What kind of democracy is this? There have been no internal elections in Likud for 10 years, everything's old and rotten.

Elections were held eight years ago, and if the prime minister's recommendation is accepted, elections will be held twice in the next 10 years. The Likud, even during hard times, operates in an organized way. A party is not the Knesset, it has the ability and obligation to make decisions that suit the circumstances. Whoever does not have a special interest has no reason not to support this suggestion, but there are people with different agendas, or the desire to advance at any price.

Who? Silvan Shalom? Gilad Erdan?

I am not talking about anyone in particular. Other viewpoints are also legitimate. I hope Likud has learned lessons from the past about the significance of opposing the leader of the movement and the prime minister. There is nothing out of the ordinary here or something which contradicts the opinion of the majority of members. I very much appreciate the fact that Netanyahu put himself and his position to a vote in a complicated situation, a secret vote which requires a very large majority.

What do you think? Will you win or lose?

The members will decide, but there's no drama here, just an ordinary party process. I wish all the parties would behave in the same democratic fashion as Netanyahu has.
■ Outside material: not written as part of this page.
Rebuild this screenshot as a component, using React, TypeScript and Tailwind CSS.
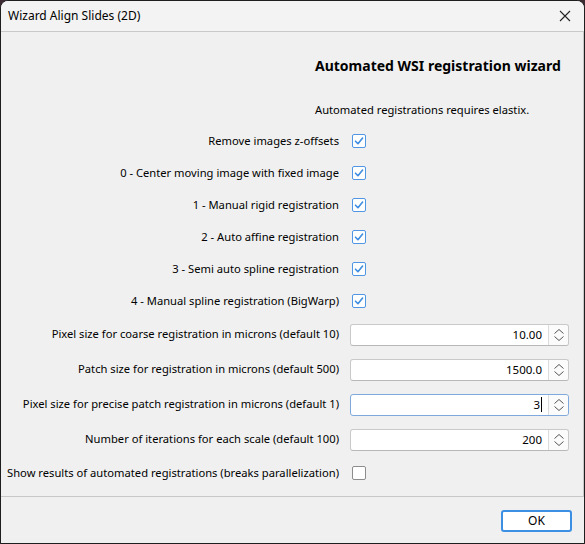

Do you always cooperate with Netanyahu on political matters? For example, the failed attempt to split Kadima?

I am proud of the fact that I support the prime minister. This is what the citizens of the state expect, as well as Likud members, and I expect myself to follow the norm. The attempt to split Kadima was acceptable within Likud, for ethical and practical reasons.

In brief - on the eve of the vote, you're calling on your colleagues to go, vote, and not embarrass the prime minister.

Likud is proving again that it is a highly democratic party. The prime minister, from the heights of his rank, put forth a proposal to hold a secret vote, and I certainly call on everyone to go and vote so the will of the majority will be expressed.